By: Toh Han Shih

FBI raids on the island of Saipan of the offices of Ralph Torres (above), governor of the Northern Mariana Islands, and Imperial Pacific International Holdings appear to be linked to possible bribery, money laundering and improper political donations, according to a search warrant seen by Asia Sentinel. 

The Hong Kong-listed Imperial Pacific has the sole license to operate the only full-fledged casino in Saipan, which is part of the Northern Mariana Islands. The FBI investigation raises a question mark over the future of the island as a gambling paradise for Chinese high rollers who account for most of the gaming revenue in the US territory. 

Imperial Pacific’s advisory committee has been chock-full of prominent US figures, including former FBI director Louis Freeh, former New York governor David Paterson, and Edward Rendell, a former governor of Pennsylvania and former chairman of the US Democratic National Committee. The trio were appointed on April 20, 2016.

Former US Central Intelligence Agency Director Robert James Woolsey serves as a non-executive member of the board of directors. A former US judge, Eugene Sullivan, was also a non-executive director, leaving in June 2017.

The warrant authorized the search and seizure of all documents, records and property related to any transfer of funds or items worth more than US$1,000 each to governor Torres, his brothers, Torres Brothers (a law firm co-owned by governor Torres) and other companies and individuals, on or after September 1, 2013.

Suspicion of bribery is indicated in the warrant’s authorization of search and seizure of luxury items as well as records of travel and entertainment purchased by Imperial Pacific for the benefit of governor Torres and his relatives. Lending a political dimension, the warrant also targets donations to political campaigns of governor Torres and other politicians in the US territory on or after September 1, 2013.

The warrant was signed on November 6 by Ramona Manglona, chief judge of the Northern Mariana Islands. The next day, the FBI raided a Saipan office of Imperial Pacific, the governor’s office, Torres Brothers and other facilities, as Asia Sentinel reported on November 13. 

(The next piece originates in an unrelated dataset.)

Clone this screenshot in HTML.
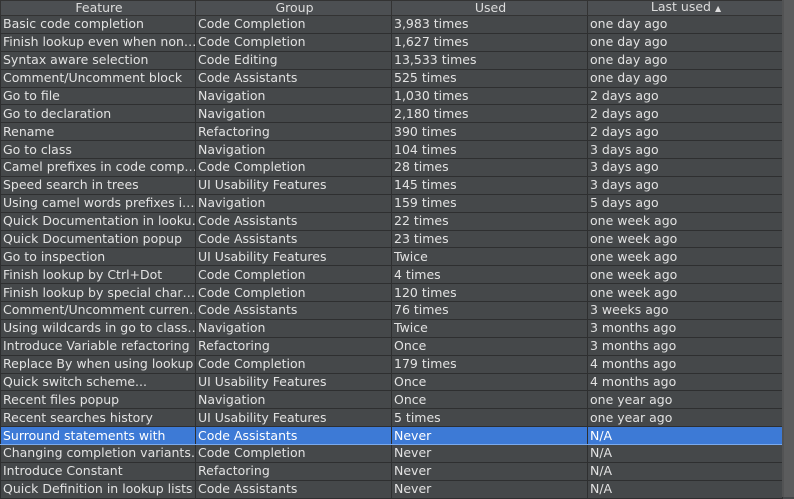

On November 14, the Saipan Tribune reported that Imperial Pacific’s local subsidiary, Imperial Pacific International (CNMI), was summoned to testify before a grand jury and ordered to bring along communications between itself and governor Torres on matters including cash discussions.

The investigation widened on November 12, when the FBI and Office of the Public Auditor (OPA) of the Northern Mariana Islands visited the Commonwealth Casino Commission, which regulates Imperial Pacific’s casino, according to local media reports. The commission’s executive director, Edward Deleon Guerrero, an uncle of governor Torres, confirmed to the Saipan Tribune that the FBI and OPA had approached the commission, but declined to give more details. 

In August 2014, Imperial Pacific gained a 25-year license to build and operate a casino in Saipan, for which it pays US$15 million per year but no gambling tax. Such unusually generous terms have raised eyebrows. 

Imperial Pacific’s casino saw HK$196.28 billion (US$25 billion) roll through its VIP tables in the first half of 2017 and HK$100.28 billion in the first half of 2018. The money rolling through Imperial Pacific’s VIP tables in the first half of 2017 would be several multiples of that bet at the average Macau casino’s VIP tables. That amount plunged to HK$8.34 billion in the first six months this year, partly due to Typhoon Yuto which hit Saipan in October last year and is rated the most severe such storm ever to hit the island. Most of the VIP players in the Saipan casino hail from mainland China, although some come from Hong Kong and Macau.

“There is an almost insatiable appetite for mainland Chinese business people to both gamble, which is illegal in China excluding Macau, and also offshore their money,” said Dane Chamorro, a Singapore-based senior partner of Control Risks, an international consultancy.

When Saipan’s garment manufacturing industry collapsed almost a decade ago, the local government was desperate for income, Chamorro said. Around the same time, China was tightening up on financial flows from mainland China to Macau, due to Beijing’s fears of money laundering and flows into the former Portuguese enclave from corrupt government officials. 

For both Chinese gamblers and the US territory’s government, Imperial Pacific’s investment in the gaming sector in Saipan “seemed a match made in heaven,” Chamorro added.

The Chinese spending in Saipan is largely on credit and expensed back in China, said Eric Coskun, director of casino projects at IGamiX, a Macau gaming consultancy. “These players are of zero benefit to Saipan’s economy.”

Imperial Pacific should rely more on local customers, who would use less credit and spend more money on local shops and restaurants, Coskun urged. “A better business strategy could have benefitted all involved.” 

The Advisory Committee peopled by the American politicians functions “to provide the management of the Company with sound strategic and tactical advice on issues that the Group may face from time to time, including…government relations,” said Imperial Pacific on April 20, 2016. 

Imperial Pacific and the Commonwealth Casino Commission did not respond to questions at press time.

Toh Han Shih is a Singaporean writer in Hong Kong.